He joined Braves’ announcer Joe Simpson in this year’s induction class and the duo take their spots alongside some of the greats of the game, including Hank Aaron, Greg Maddox, Chipper Jones, Tom Glavine, John Smoltz, Dale Murphy and a host of other all-time greats with the franchise.

The best decision the Braves ever made regarding Hudson was to work a trade with the Oakland A’s to have Hudson join their pitching staff in 2005.

It worked out pretty well for Hudson, too, who had the opportunity to return home so to speak and play ball. The Glenwood and Chattahoochee Valley star was also a standout at Auburn, where he was a member of a team that reached the College World Series.

The combination of Hudson and the Braves was a match made in baseball heaven.

“It’s very exciting, very humbling,” Hudson said during this induction speech, according to an Atlanta Journal-Constitution story written by Gabriel Burns. “To put me along the likes of John Smoltz, Greg Maddux, Tom Glavine, Andruw Jones, Chipper Jones. It’s just very surreal.

“At the same time, I’m very grateful just for the opportunity to put this uniform on. But for nine years, the prime years of my career, were something that was very special. They thought enough of me to put me in their Hall of Fame.

“Gosh, so many great players have put on a Braves uniform over the years,” he continued. “You look at the list with all the Hall of Famers for this organization and it’s a who’s who of Major League Baseball. It’s sometimes like, man, it’s really awesome. You’ve got to pinch yourself once and a while.

“I was back there in the green room and Glav and Smoltz came in, Andruw (Jones) and Dale; Dale’s a guy that I watched as a kid growing up and through high school. So it’s just legends in the game, legends for this organization and this city.
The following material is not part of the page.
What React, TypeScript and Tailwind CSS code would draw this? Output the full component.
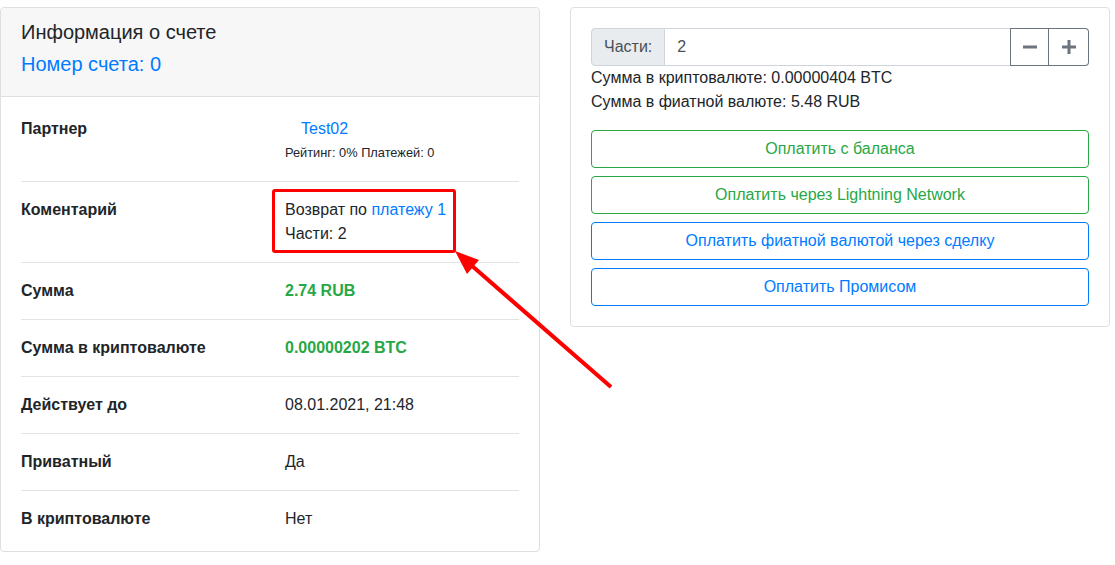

To be considered one of them is truly an honor.”

Simpson had kind words for his fellow inductee as well.

“Tim Hudson has always been one of my favorites because he embodies — and there are not that many guys — he embodies that rare player who can have fun, be a jokester and play pranks on his teammates, laugh and be popular in the clubhouse,” Simpson said. “But when it was his turn to pitch, his day on the mound, there was nobody who was a tougher competitor. He knew how to get that going and get it right every time. I admired that about him.”

It wasn’t simply Hudson’s command of his pitches that made him a standout at every level in which he pitched. More than his pitching style or his variety of pitches, Hudson was a standout because of his demeanor, his attitude on the mound and his desire to be the best pitcher he could be at that moment and with every pitch.
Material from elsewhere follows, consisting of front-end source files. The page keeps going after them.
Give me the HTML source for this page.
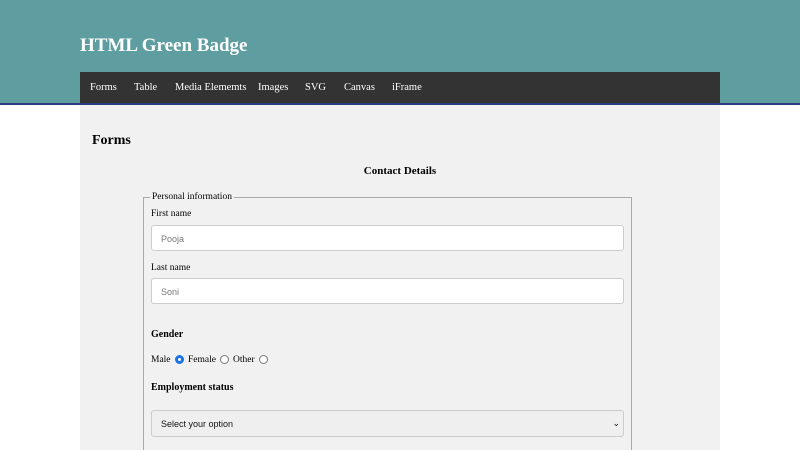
<!DOCTYPE html>
<html style="overflow:hidden;height:450px"><head><style>
*{margin:0;padding:0;box-sizing:border-box}
body{width:800px;height:450px;overflow:hidden;background:#fff;font-family:"Liberation Serif",serif;position:relative}
.a{position:absolute}
.hdr{left:0;top:0;width:800px;height:103px;background:#5f9ea0}
.line{left:0;top:103px;width:800px;height:2px;background:#2e3a80}
h1{position:absolute;left:80px;top:35px;font-size:19px;color:#fff;font-weight:bold}
.nav{left:80px;top:72px;width:640px;height:31px;background:#333}
.nav span{position:absolute;top:10px;color:#fff;font-size:10.5px}
.main{left:80px;top:105px;width:640px;height:345px;background:#f1f1f1}
.fs{left:143px;top:197px;width:489px;height:270px;border:1px solid #aaa}
.leg{left:150px;top:191px;background:#f1f1f1;padding:0 2px;font-size:9.5px}
.lbl{font-size:9.5px}
.inp{left:151px;width:473px;height:26px;background:#fff;border:1px solid #ccc;border-radius:3px;font-family:"Liberation Sans",sans-serif;font-size:9px;color:#777;padding:8px 9px}
.rad{width:9px;height:9px;border:1px solid #777;border-radius:50%;background:#fff;top:355px}
</style></head><body>
<div class="a hdr"></div><div class="a line"></div>
<h1>HTML Green Badge</h1>
<div class="a nav">
<span style="left:10px">Forms</span><span style="left:54px">Table</span><span style="left:95px">Media Elememts</span><span style="left:178px">Images</span><span style="left:225px">SVG</span><span style="left:264px">Canvas</span><span style="left:312px">iFrame</span>
</div>
<div class="a main"></div>
<div class="a" style="left:92px;top:133px;font-size:14px;font-weight:bold">Forms</div>
<div class="a" style="left:0;width:800px;text-align:center;top:165px;font-size:11px;font-weight:bold">Contact Details</div>
<div class="a fs"></div>
<div class="a leg" style="top:192px">Personal information</div>
<div class="a lbl" style="left:151px;top:209px">First name</div>
<div class="a inp" style="top:225px">Pooja</div>
<div class="a lbl" style="left:151px;top:263px">Last name</div>
<div class="a inp" style="top:278px">Soni</div>
<div class="a" style="left:151px;top:329px;font-size:10px;font-weight:bold">Gender</div>
<div class="a lbl" style="left:151px;top:355px">Male</div>
<div class="a rad" style="left:175px;border:3px solid #1a73e8"></div>
<div class="a lbl" style="left:188px;top:355px">Female</div>
<div class="a rad" style="left:220px"></div>
<div class="a lbl" style="left:233px;top:355px">Other</div>
<div class="a rad" style="left:259px"></div>
<div class="a" style="left:151px;top:382px;font-size:10px;font-weight:bold">Employment status</div>
<div class="a inp" style="top:410px;background:#efefef;color:#111;font-size:9px;height:27px">Select your option<span style="position:absolute;right:3px;top:7px;font-size:9px">&#8964;</span></div>
</body></html>
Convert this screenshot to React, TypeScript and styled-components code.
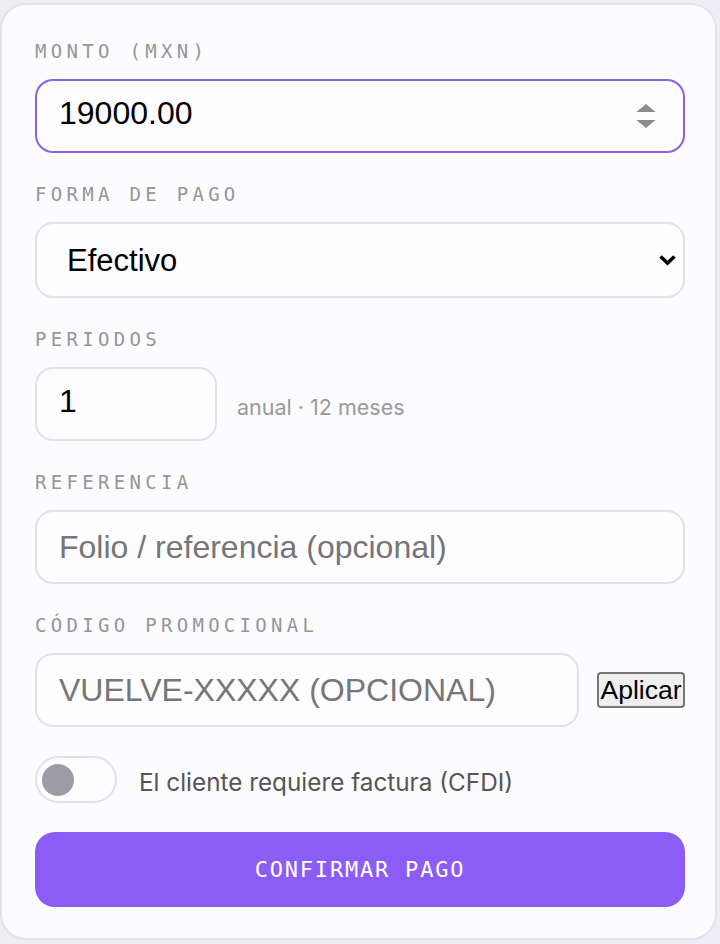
import React, { useState } from "react";
import styled, { createGlobalStyle } from "styled-components";

const GlobalStyle = createGlobalStyle`
  html, body {
    margin: 0;
    padding: 0;
    background: #efeef4;
  }
  * {
    box-sizing: border-box;
  }
`;

export default function App() {
  const [amount, setAmount] = useState("19000.00");
  const [method, setMethod] = useState("efectivo");
  const [periods, setPeriods] = useState("1");
  const [invoice, setInvoice] = useState(false);

  return (
    <Page>
      <GlobalStyle />
      <Card>
        <Field>
          <Label>Monto (MXN)</Label>
          <InputBox $focused>
            <TextInput $numeric value={amount} onChange={(e) => setAmount(e.target.value)} />
            <Spinner width="20" height="24" viewBox="0 0 20 24">
              <path d="M10 0 L19.5 8 L0.5 8 Z" fill="#8a8a8a" />
              <path d="M0.5 16 L19.5 16 L10 24 Z" fill="#8a8a8a" />
            </Spinner>
          </InputBox>
        </Field>

        <Field>
          <Label>Forma de pago</Label>
          <InputBox $tall>
            <Select value={method} onChange={(e) => setMethod(e.target.value)}>
              <option value="efectivo">Efectivo</option>
              <option value="tarjeta">Tarjeta</option>
              <option value="transferencia">Transferencia</option>
            </Select>
            <Chevron width="19" height="12" viewBox="0 0 19 12">
              <path d="M2.5 2.5 L9.5 9 L16.5 2.5" fill="none" stroke="#000" strokeWidth="3.6" />
            </Chevron>
          </InputBox>
        </Field>

        <Field>
          <Label>Periodos</Label>
          <Row>
            <InputBox $width="182px">
              <TextInput $numeric value={periods} onChange={(e) => setPeriods(e.target.value)} />
            </InputBox>
            <Hint>anual · 12 meses</Hint>
          </Row>
        </Field>

        <Field>
          <Label>Referencia</Label>
          <InputBox>
            <TextInput placeholder="Folio / referencia (opcional)" />
          </InputBox>
        </Field>

        <Field>
          <Label>Código promocional</Label>
          <Row $gap="18px">
            <InputBox $width="544px">
              <TextInput placeholder="VUELVE-XXXXX (OPCIONAL)" />
            </InputBox>
            <ApplyButton>Aplicar</ApplyButton>
          </Row>
        </Field>

        <ToggleRow>
          <Toggle type="button" $on={invoice} onClick={() => setInvoice(!invoice)}>
            <Knob $on={invoice} />
          </Toggle>
          <ToggleText>El cliente requiere factura (CFDI)</ToggleText>
        </ToggleRow>

        <ConfirmButton>Confirmar pago</ConfirmButton>
      </Card>
    </Page>
  );
}

const Page = styled.div`
  padding: 3px 3px 4px 0;
`;

const Card = styled.div`
  width: 717px;
  height: 937px;
  background: #fcfbfe;
  border: 2px solid #e3e2ea;
  border-radius: 26px;
  padding: 34px 30px 0 33px;
  display: flex;
  flex-direction: column;
  gap: 29px;
`;

const Field = styled.div`
  display: flex;
  flex-direction: column;
  gap: 16px;
`;

const Label = styled.div`
  font-family: "DejaVu Sans Mono", monospace;
  font-size: 19px;
  line-height: 24px;
  letter-spacing: 4.3px;
  text-transform: uppercase;
  color: #969696;
`;

const InputBox = styled.div<{ $focused?: boolean; $tall?: boolean; $width?: string }>`
  display: flex;
  flex: none;
  align-items: center;
  width: ${(p) => p.$width || "100%"};
  height: ${(p) => (p.$tall ? "76px" : "74px")};
  border: 2px solid ${(p) => (p.$focused ? "#8e62dc" : "#e2e1e8")};
  border-radius: 18px;
  background: #fdfcff;
  padding: 0 27px 0 22px;
`;

const TextInput = styled.input<{ $numeric?: boolean }>`
  flex: 1;
  min-width: 0;
  border: none;
  outline: none;
  background: transparent;
  padding: 0 0 ${(p) => (p.$numeric ? "5px" : "0")};
  font-family: "Liberation Sans", Arial, sans-serif;
  font-size: 32px;
  color: #000;

  &::placeholder {
    color: #767676;
  }
`;

const Spinner = styled.svg`
  flex: none;
`;

const Select = styled.select`
  flex: 1;
  appearance: none;
  border: none;
  outline: none;
  background: transparent;
  padding: 0 0 0 8px;
  font-family: "Liberation Sans", Arial, sans-serif;
  font-size: 31px;
  color: #000;
`;

const Chevron = styled.svg`
  flex: none;
  margin-right: -21px;
`;

const Row = styled.div<{ $gap?: string }>`
  display: flex;
  align-items: center;
  gap: ${(p) => p.$gap || "20px"};
`;

const Hint = styled.span`
  font-family: Inter, sans-serif;
  font-size: 21.5px;
  color: #9a9a9a;
  padding-top: 5px;
`;

const ApplyButton = styled.button`
  flex: none;
  width: 88px;
  height: 36px;
  padding: 0;
  background: #efefef;
  border: 2px solid #767676;
  border-radius: 4px;
  font-family: "Liberation Sans", Arial, sans-serif;
  font-size: 26.5px;
  color: #000;
`;

const ToggleRow = styled.div`
  display: flex;
  align-items: center;
  gap: 22px;
`;

const Toggle = styled.button<{ $on: boolean }>`
  width: 82px;
  height: 47px;
  border-radius: 24px;
  border: 2px solid #e2e1e8;
  background: ${(p) => (p.$on ? "#8b5cf6" : "#fdfcff")};
  padding: 0 5px;
  display: flex;
  align-items: center;
  justify-content: ${(p) => (p.$on ? "flex-end" : "flex-start")};
  cursor: pointer;
`;

const Knob = styled.span<{ $on: boolean }>`
  width: 32px;
  height: 32px;
  border-radius: 50%;
  background: ${(p) => (p.$on ? "#fff" : "#9d9ca6")};
`;

const ToggleText = styled.span`
  font-family: Inter, sans-serif;
  font-size: 24.3px;
  color: #555;
  padding-top: 4px;
`;

const ConfirmButton = styled.button`
  width: 100%;
  height: 75px;
  border: none;
  border-radius: 20px;
  background: #8b5cf6;
  color: #fff;
  font-family: "DejaVu Sans Mono", monospace;
  font-size: 22px;
  letter-spacing: 1.8px;
  text-transform: uppercase;
  cursor: pointer;
`;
The player who flashed one of the quickest smiles and easiest laughs off the field — and on the field at times — was the same guy who wore the mask of concentration as intently and comfortably as anyone who has ever taken the hill in the majors.
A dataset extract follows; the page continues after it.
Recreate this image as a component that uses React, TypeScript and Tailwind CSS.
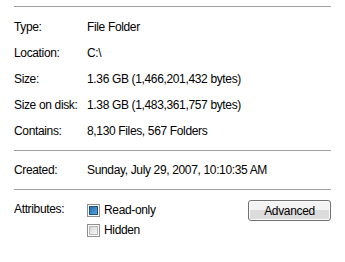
const ROWS = [
  { label: "Type:", value: "File Folder" },
  { label: "Location:", value: "C:\\" },
  { label: "Size:", value: "1.36 GB (1,466,201,432 bytes)" },
  { label: "Size on disk:", value: "1.38 GB (1,483,361,757 bytes)" },
  { label: "Contains:", value: "8,130 Files, 567 Folders" },
];

export default function App() {
  return (
    <div
      className="h-[262px] w-[345px] bg-white pl-[14px] pt-[6px] text-[12px] tracking-[-0.35px] text-black"
      style={{ fontFamily: '"Segoe UI", "Liberation Sans", Arial, sans-serif' }}
    >
      <div className="w-[317px]">
        <div className="h-px bg-[#a0a0a0]" />

        <div className="mt-[7px]">
          {ROWS.map((r) => (
            <Row key={r.label} label={r.label}>
              {r.value}
            </Row>
          ))}
        </div>

        <div className="mt-[6px] h-px bg-[#a0a0a0]" />

        <div className="mt-[6px]">
          <Row label="Created:">Sunday, July 29, 2007, 10:10:35 AM</Row>
        </div>

        <div className="mt-[6px] h-px bg-[#a0a0a0]" />

        {/* Attributes */}
        <div className="mt-[10px] flex">
          <div className="flex w-[73px] items-start pt-[1px] leading-[16px]">
            Attributes:
          </div>
          <div className="flex flex-col gap-[5px] pt-[3px]">
            <Check checked label="Read-only" />
            <Check checked={false} label="Hidden" />
          </div>
          <button className="ml-auto h-[21px] w-[83px] rounded-[3px] border border-[#707070] bg-gradient-to-b from-[#f3f3f3] from-50% to-[#dcdcdc] to-50% text-[12px] leading-none tracking-[-0.35px] text-black shadow-[inset_0_0_0_1px_#fcfcfc]">
            Advanced
          </button>
        </div>
      </div>
    </div>
  );
}

function Row({
  label,
  children,
}: {
  label: string;
  children: React.ReactNode;
}) {
  return (
    <div className="flex h-[26px] items-center">
      <span className="w-[73px] shrink-0">{label}</span>
      <span className="whitespace-nowrap">{children}</span>
    </div>
  );
}

function Check({ checked, label }: { checked: boolean; label: string }) {
  return (
    <div className="flex h-[15px] items-center gap-[4px]">
      <span className="flex h-[13px] w-[13px] items-center justify-center border border-[#8e8f8f] bg-white">
        <span
          className={
            checked
              ? "h-[9px] w-[9px] border border-[#1c5180] bg-gradient-to-br from-[#2d6fae] to-[#4fa3dc]"
              : "h-[9px] w-[9px] border border-[#b8b8b8] bg-gradient-to-br from-[#d6d6d6] to-[#f8f8f8]"
          }
        />
      </span>
      <span className="leading-[15px]">{label}</span>
    </div>
  );
}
His career is defined by success, defined by that laser focus and, to borrow a Southern term, his want-to. Put all those things together and you have a player who enjoyed a 17-year career in which he won 222 games, struck our more than 2,000 batters earned, as a member of the San Francisco Giants after his stint with the Braves, a World Series ring.

He was a competitor, from the start of his career to its finish, and the Braves enjoyed probably the prime of his competitiveness.

“I felt like my nine years here were nine of the best years of my career, both on the field and personally,” he said. “My family grew up here in Atlanta. My kids grew up here in Atlanta. Some memories that I’ll always cherish,’’ he told the AJC.

“Just for the fact this organization thinks enough of me to come in and to put me along the likes of John Smoltz, Greg Maddux, Tom Glavine, Andruw Jones, Chipper Jones. It’s just very surreal. At the same time, I’m very grateful just for one, to come here and for the opportunity to put this uniform on. But to be able to do it for nine years, the prime years of my career, was something that was very special.  To look back and see that they thought enough of my time here to put me in their Hall of Fame is really special.”

Now it’s time to start considering Tim Hudson for that other Hall of Fame.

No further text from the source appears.